In an interview on Thursday, he stressed that he was involved in a different division of the investment bank that dealt with a separate class of loan.
“My coverage responsibility was not subprime. I was in Alt-A. I was in Jumbo-A, residential-A. Subprime was its own creature, where Frank Telesca, I believe, was part of that group,” Pallotta said. “Subprime group, they sat on a completely different floor than us, so it was impossible for people to be subprime and alt-A or jumbo-A.”
Subprime loans target borrowers with low credit scores and typically carry higher interest rates and fees than conventional loans. Alt-A loans occupy a sort of middle ground between subprime and prime mortgages.
Lisa Drew, a vice president tasked with managing the firm’s residential mortgage repurchasing group, also asserted Pallotta had at least some involvement with subprime loans.
Pallotta, she said in her February 2016 deposition, was invited to a call dealing with subprime mortgages — it’s not clear whether was on the call or simply received an invitation to attend.
“It was a subprime, it specifically said subprime, probably something like repurchase, outstanding repurchase claims or something like that,” Drew said, adding that the call was not regularly-scheduled one.
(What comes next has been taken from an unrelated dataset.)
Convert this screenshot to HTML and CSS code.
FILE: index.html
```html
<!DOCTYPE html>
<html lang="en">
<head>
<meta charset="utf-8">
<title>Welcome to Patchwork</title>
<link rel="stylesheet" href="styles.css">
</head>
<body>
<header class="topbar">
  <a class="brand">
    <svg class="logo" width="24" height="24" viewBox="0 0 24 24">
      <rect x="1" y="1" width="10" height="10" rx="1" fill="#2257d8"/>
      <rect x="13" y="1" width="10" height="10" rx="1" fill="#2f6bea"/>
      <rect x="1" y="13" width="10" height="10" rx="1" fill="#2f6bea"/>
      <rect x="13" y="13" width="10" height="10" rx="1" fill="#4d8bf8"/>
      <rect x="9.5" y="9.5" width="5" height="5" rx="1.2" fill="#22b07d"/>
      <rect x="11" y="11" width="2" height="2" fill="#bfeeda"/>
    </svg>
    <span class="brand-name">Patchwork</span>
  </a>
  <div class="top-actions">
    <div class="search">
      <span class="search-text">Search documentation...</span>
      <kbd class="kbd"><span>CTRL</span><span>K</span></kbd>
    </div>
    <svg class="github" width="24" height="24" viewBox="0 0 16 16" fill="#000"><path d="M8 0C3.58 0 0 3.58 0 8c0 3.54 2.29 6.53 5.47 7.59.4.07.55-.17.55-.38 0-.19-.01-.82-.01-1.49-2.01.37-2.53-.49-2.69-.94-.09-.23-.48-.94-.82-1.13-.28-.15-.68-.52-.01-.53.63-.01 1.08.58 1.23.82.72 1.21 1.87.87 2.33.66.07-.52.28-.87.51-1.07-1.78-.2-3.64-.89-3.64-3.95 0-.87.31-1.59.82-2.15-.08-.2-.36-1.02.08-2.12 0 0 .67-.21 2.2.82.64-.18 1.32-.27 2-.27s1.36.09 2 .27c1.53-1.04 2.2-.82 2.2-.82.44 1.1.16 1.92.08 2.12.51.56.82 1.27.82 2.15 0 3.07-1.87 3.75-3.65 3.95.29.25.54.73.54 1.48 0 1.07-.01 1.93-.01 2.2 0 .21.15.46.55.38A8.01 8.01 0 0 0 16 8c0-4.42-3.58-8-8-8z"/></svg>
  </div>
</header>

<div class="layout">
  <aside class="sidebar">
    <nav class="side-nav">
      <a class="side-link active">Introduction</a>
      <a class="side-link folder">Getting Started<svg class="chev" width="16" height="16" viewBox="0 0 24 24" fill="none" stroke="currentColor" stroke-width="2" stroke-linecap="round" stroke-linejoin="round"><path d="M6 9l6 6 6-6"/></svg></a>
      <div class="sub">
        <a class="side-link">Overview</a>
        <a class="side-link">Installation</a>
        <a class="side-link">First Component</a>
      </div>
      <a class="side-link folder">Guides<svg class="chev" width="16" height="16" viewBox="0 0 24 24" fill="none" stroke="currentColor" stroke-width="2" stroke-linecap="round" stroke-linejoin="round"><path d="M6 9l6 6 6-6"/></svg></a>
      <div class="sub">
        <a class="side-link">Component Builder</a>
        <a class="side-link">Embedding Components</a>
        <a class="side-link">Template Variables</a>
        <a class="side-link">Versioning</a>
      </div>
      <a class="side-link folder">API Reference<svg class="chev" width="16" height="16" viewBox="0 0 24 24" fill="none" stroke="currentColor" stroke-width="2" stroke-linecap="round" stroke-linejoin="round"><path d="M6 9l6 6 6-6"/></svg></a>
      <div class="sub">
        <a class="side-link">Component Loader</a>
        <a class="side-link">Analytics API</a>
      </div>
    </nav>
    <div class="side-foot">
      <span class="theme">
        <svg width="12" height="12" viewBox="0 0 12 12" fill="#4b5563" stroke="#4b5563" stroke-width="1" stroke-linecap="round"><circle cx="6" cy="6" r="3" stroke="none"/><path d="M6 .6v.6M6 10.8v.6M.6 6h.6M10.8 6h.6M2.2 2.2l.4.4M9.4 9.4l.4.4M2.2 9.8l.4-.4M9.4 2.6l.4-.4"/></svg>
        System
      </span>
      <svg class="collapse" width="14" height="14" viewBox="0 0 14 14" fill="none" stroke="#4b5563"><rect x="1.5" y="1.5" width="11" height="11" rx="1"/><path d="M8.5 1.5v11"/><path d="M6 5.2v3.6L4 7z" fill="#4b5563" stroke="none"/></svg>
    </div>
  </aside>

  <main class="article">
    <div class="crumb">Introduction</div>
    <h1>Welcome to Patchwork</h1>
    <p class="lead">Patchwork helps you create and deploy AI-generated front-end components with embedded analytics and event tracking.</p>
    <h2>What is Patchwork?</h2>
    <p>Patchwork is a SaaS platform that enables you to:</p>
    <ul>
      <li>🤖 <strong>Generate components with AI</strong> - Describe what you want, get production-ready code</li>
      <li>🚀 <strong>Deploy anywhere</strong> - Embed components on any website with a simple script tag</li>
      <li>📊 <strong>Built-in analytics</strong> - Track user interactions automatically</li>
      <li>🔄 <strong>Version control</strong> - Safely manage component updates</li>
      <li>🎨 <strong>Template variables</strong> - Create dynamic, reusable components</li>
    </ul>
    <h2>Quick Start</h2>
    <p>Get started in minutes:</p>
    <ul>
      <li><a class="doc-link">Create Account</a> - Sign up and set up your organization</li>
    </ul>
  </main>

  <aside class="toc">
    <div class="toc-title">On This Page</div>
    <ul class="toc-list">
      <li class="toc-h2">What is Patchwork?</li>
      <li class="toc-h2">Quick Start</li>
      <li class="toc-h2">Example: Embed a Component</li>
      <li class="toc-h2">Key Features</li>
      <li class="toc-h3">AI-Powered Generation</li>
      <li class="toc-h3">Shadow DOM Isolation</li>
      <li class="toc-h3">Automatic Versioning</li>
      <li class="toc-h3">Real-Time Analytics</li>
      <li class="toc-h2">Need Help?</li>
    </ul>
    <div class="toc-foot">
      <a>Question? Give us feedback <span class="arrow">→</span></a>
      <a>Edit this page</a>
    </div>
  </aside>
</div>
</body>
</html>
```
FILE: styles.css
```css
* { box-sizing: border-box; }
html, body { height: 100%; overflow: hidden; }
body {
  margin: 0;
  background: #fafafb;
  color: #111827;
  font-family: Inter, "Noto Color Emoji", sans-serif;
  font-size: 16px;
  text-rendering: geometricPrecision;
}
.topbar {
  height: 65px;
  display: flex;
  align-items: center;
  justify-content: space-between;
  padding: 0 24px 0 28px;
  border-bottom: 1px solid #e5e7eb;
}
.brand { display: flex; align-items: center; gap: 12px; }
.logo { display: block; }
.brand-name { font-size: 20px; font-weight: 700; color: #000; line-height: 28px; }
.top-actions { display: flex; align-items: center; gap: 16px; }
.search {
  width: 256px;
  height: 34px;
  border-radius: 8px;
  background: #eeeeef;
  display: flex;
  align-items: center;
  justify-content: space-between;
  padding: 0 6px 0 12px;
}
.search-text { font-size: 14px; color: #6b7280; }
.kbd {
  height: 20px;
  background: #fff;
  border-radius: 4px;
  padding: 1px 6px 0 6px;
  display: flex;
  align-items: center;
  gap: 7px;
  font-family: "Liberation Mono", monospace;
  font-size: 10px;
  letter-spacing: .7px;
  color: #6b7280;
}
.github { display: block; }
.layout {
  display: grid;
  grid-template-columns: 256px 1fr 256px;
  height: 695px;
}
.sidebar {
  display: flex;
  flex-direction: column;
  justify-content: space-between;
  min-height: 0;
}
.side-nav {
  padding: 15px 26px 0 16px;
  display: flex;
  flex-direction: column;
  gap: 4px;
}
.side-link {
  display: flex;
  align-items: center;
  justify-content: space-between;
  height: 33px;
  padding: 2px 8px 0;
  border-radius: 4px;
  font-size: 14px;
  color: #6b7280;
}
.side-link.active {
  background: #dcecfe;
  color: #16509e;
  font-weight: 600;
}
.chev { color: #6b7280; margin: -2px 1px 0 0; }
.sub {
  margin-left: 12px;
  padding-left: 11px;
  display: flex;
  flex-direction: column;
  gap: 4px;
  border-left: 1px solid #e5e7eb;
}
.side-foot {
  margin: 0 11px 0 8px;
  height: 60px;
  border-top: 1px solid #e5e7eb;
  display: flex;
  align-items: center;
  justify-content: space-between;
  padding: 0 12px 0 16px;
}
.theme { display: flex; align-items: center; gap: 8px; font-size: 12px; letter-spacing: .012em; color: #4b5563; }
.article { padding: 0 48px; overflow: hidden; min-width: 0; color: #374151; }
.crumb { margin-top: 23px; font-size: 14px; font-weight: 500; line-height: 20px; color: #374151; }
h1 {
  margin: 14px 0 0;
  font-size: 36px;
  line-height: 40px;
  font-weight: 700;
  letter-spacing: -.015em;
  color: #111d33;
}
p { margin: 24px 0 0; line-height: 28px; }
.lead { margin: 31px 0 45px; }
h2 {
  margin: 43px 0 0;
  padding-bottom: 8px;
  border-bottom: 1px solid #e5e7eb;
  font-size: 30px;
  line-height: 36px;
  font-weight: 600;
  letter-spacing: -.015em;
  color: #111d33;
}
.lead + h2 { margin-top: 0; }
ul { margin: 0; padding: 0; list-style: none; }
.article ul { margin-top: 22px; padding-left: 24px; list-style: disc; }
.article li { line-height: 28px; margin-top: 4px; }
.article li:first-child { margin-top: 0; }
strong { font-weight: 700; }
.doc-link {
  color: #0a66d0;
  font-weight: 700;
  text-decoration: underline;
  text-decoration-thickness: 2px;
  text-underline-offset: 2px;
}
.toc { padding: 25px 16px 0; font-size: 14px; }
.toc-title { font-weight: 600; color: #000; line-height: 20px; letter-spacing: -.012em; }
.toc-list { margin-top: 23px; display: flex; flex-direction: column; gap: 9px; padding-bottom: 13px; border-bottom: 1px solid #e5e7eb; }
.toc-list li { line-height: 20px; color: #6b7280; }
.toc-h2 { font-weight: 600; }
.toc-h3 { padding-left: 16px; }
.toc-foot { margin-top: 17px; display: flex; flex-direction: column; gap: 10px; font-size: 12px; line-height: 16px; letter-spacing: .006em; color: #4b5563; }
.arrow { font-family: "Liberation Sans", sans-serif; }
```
The House candidate did not remember the call, though he said it wasn’t unthinkable that subprime loans would emerge as a topic.
“As a managing director of the firm, you’re asked to participate in a lot of calls, especially higher-level calls, and higher-level calls tend to have lots of different topics that are covered,” Pallotta said. “So, if the word or the phrase or a question around subprime came up, it would be no different than if a question came up around government business.”
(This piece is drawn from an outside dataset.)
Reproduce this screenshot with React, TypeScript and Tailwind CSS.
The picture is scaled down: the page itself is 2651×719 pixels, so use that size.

But Pallotta may have brushed up against Morgan Stanley’s subprime business in other ways.
Some firms that Morgan Stanley dealt with occasionally trafficked in multiple types of loans.
“If the second floor did alt-A business and the third floor did subprime business, I covered the second floor, and it’s not that unusual,” Pallotta said. “You can imagine some large institutions do all types of businesses, but it was not my expertise. It was not in my scope of business because our division at Morgan Stanley didn’t really touch subprime.”
But Drew, asked about a June 2007 email sent by Pallotta that remains under seal by a judge in Seattle, said Pallotta sought to maneuver Morgan Stanley into holding onto a subprime mortgage sold by an unnamed firm in order to secure business for the alt-A desk.
“There was one loan, or I guess he was trying to get business from Wilmington,” Drew said. “This was mainly subprime seller to Morgan Stanley. And he was trying to get alt-A business, and the person that he was speaking with said, ‘There’s this one loan that Morgan Stanley keeps trying to put back to us and if you can get that rescinded then we’ll talk,’ or something like that.”
It’s not clear that involvement in subprime loans by itself would harm Pallotta’s bid to oust Gottheimer, said Micah Rasmussen, director of the Rebovich Institute for New Jersey Politics at Rider University.
While many Americans hold only a passing familiarity with subprime mortgages, mainly for their role in the Great Recession, that doesn’t necessarily hold true for the New York City-adjacent 5th district.
“People who live in the district are very familiar with the financial industry. Many of them work in the financial industry or have neighbors who are in the financial industry, and we all know that while these investments did not go well, they were part of an industry-wide practice,” Rasmussen said.
Rasmussen suggested that Wall Street is not the kind of lightening rod issue in Bergen County that it is in other parts of the country.
“It’s not as if the firms that engaged in that business are radioactive, so you would not imagine that an executive who worked for one of those firms would be radioactive,” he said.
Still, it provides Gottheimer with an attack line, one that he has more than enough resources to take advantage of.
“When you are running against an opponent as exceptionally well financed as Gottheimer is, you must expect that he can afford to define you with a problem such as this one, which means he’ll get no passes,” Rasmussen said.
But the bigger problem for Pallotta may come from the disconnect between his own statements and those of his former coworkers.
“If it turns out that it wasn’t true, that’s a problem for him, not because of the type of business itself but because you’ve now got an issue of candor and honesty,” Rasmussen said.